### [WHAT IS NEEDED]
For each line in the data below that holds "React", return a copy.

### [DATASET ENTRIES]
+--

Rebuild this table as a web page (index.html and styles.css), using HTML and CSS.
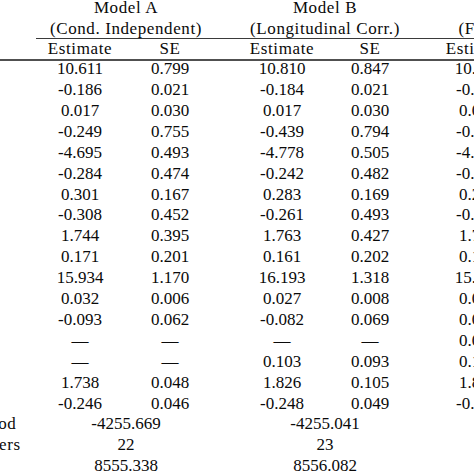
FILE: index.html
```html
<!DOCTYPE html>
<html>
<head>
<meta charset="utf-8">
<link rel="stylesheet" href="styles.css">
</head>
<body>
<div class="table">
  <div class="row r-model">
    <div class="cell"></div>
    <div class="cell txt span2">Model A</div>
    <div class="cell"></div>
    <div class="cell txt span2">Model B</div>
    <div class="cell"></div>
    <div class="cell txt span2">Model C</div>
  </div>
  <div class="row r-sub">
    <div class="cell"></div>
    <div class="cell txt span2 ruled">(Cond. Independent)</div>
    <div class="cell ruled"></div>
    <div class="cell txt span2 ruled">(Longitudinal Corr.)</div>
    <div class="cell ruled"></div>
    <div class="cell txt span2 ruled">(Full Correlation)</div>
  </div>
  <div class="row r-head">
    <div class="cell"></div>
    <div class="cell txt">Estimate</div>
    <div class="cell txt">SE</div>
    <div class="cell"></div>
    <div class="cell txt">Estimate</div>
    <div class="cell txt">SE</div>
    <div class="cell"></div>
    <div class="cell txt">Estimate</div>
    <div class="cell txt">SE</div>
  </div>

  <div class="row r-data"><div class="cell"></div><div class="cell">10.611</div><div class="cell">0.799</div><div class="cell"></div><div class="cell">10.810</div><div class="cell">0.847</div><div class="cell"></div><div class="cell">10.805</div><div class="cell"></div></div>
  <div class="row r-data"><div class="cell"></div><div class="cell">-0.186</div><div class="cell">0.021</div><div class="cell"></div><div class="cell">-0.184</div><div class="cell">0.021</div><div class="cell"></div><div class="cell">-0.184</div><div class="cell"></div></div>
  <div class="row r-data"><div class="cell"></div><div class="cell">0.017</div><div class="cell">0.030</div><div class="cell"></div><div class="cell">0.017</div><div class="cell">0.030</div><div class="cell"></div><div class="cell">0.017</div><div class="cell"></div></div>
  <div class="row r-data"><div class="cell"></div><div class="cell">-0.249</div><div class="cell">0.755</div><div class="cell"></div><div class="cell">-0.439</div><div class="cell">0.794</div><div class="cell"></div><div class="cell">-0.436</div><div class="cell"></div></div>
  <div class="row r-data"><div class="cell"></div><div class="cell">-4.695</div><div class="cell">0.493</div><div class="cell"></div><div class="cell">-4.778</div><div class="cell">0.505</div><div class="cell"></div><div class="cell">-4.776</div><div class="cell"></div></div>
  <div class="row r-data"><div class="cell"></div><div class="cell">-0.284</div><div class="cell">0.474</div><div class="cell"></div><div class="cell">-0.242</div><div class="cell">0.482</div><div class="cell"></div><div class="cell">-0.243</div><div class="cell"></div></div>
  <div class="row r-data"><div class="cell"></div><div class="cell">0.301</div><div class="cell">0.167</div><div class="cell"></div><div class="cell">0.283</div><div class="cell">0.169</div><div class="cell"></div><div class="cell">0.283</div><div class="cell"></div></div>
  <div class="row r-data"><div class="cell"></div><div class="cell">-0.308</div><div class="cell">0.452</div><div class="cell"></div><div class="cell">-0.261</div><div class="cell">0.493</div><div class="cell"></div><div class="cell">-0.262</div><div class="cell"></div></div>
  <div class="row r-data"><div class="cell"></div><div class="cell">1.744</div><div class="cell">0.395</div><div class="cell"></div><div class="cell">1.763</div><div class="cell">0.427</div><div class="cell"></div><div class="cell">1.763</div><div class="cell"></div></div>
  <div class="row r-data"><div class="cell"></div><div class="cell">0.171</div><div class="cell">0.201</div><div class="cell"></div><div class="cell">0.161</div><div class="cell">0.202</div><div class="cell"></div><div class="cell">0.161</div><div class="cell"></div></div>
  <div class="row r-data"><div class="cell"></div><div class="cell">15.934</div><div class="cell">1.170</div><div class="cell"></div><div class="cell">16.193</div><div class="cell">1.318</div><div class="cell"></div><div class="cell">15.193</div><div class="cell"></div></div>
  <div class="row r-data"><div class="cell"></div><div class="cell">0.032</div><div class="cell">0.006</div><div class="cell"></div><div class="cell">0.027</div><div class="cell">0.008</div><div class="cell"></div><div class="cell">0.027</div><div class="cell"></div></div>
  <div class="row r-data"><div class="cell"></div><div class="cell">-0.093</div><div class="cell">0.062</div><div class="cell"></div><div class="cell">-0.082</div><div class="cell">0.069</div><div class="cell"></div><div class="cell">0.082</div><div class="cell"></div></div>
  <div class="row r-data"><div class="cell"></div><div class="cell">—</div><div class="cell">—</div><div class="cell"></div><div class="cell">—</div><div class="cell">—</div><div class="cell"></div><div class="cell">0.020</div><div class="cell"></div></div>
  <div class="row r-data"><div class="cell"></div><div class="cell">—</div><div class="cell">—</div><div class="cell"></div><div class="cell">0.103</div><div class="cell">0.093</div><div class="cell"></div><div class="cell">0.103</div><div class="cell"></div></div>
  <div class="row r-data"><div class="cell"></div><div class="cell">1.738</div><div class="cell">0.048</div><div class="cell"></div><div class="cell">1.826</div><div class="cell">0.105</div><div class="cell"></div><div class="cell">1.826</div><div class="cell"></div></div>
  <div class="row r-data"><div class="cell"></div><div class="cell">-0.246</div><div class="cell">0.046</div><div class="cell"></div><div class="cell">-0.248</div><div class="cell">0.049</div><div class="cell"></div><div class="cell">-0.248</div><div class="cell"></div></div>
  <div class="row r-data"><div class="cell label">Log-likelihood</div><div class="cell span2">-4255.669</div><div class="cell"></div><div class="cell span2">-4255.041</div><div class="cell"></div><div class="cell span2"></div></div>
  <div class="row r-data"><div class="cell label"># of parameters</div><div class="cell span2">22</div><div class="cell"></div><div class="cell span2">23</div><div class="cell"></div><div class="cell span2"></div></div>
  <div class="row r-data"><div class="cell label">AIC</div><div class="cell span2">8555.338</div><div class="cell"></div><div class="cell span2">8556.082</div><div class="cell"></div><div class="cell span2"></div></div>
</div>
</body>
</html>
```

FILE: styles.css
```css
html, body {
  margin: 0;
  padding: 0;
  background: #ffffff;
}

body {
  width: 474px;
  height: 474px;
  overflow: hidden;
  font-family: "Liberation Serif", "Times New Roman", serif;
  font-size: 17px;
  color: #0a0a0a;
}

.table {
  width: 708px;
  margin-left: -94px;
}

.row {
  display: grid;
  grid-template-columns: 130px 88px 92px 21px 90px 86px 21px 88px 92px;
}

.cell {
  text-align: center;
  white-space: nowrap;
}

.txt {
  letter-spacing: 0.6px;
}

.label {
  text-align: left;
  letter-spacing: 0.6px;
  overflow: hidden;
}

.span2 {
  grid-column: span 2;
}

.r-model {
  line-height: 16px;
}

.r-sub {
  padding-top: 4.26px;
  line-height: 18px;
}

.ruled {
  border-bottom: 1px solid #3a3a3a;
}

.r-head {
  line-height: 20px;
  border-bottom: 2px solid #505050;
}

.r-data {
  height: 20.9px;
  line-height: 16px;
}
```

+--

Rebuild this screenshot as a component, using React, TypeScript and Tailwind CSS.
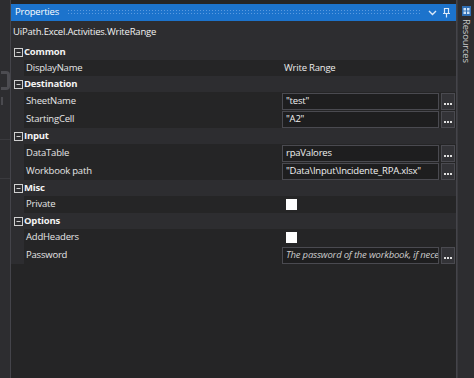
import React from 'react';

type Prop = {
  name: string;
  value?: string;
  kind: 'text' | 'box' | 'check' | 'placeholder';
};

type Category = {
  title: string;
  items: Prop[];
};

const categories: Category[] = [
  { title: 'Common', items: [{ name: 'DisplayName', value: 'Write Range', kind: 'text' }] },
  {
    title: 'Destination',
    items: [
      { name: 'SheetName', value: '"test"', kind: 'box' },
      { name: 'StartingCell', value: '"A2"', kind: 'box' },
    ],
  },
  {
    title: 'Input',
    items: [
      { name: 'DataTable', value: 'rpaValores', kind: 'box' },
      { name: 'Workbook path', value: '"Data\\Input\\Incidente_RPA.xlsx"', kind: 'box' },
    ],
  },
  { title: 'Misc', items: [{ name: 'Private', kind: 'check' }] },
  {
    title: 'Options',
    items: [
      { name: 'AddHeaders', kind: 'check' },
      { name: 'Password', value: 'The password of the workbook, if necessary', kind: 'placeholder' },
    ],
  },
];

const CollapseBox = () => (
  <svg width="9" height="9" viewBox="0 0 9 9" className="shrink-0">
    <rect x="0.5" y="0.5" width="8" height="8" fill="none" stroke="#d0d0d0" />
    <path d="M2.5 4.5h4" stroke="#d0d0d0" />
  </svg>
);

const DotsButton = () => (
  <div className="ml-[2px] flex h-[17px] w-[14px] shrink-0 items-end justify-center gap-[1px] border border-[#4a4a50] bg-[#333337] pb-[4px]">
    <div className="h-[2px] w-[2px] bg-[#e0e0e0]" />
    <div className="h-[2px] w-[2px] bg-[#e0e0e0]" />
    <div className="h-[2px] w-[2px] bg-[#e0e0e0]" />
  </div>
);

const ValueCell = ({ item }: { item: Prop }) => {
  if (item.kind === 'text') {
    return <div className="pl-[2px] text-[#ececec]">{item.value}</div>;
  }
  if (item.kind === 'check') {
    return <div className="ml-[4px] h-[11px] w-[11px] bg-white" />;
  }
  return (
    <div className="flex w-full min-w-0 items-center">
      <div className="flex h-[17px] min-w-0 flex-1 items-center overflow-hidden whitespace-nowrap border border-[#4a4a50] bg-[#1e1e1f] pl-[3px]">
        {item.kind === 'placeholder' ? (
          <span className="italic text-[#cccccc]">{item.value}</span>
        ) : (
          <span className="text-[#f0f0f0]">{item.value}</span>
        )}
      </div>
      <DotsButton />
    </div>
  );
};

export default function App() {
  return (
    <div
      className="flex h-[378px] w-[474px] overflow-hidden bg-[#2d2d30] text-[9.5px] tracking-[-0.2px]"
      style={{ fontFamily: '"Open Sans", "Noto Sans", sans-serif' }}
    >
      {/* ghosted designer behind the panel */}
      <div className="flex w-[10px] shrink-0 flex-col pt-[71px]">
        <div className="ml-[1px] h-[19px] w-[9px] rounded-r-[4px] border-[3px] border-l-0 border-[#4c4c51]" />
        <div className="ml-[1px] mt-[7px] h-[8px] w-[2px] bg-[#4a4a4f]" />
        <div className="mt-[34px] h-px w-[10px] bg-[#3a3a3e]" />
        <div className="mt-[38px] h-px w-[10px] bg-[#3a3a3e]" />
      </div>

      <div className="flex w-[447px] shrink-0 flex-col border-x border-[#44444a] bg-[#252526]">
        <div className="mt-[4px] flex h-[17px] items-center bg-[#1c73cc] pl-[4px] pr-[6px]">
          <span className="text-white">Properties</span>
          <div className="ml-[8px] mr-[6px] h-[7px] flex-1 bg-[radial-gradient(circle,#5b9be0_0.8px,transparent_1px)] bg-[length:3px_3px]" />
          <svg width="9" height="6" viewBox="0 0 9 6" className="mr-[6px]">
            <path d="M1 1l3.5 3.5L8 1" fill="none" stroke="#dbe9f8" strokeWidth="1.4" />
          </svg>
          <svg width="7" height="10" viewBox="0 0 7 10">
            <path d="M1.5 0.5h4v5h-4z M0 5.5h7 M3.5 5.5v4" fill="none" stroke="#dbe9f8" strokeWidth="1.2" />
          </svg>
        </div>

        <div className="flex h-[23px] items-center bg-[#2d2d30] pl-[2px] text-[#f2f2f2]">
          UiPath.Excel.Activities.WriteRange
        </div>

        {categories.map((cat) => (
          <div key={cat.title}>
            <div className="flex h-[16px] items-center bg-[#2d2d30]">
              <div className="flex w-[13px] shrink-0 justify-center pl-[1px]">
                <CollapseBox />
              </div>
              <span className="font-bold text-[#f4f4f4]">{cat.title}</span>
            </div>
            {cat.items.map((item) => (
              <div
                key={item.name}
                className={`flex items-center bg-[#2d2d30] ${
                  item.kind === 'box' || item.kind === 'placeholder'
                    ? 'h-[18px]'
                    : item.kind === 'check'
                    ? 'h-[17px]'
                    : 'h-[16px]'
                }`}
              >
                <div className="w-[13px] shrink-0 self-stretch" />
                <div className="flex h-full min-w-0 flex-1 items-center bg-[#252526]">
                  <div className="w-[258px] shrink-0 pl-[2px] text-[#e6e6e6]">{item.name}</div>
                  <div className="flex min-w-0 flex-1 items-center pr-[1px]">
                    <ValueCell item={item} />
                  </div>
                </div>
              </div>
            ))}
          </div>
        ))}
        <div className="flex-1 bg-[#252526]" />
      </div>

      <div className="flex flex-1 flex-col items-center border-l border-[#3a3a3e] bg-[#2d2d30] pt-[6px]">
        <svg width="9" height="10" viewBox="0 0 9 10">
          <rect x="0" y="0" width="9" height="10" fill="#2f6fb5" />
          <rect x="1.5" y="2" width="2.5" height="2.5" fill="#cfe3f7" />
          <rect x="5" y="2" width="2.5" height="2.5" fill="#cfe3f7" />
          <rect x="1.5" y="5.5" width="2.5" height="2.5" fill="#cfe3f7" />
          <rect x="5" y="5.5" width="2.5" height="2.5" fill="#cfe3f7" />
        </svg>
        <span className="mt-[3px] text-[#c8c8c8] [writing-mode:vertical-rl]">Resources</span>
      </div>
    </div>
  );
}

+--

### [CORRECT RESPONSE]
Rebuild this screenshot as a component, using React, TypeScript and Tailwind CSS.
import React from 'react';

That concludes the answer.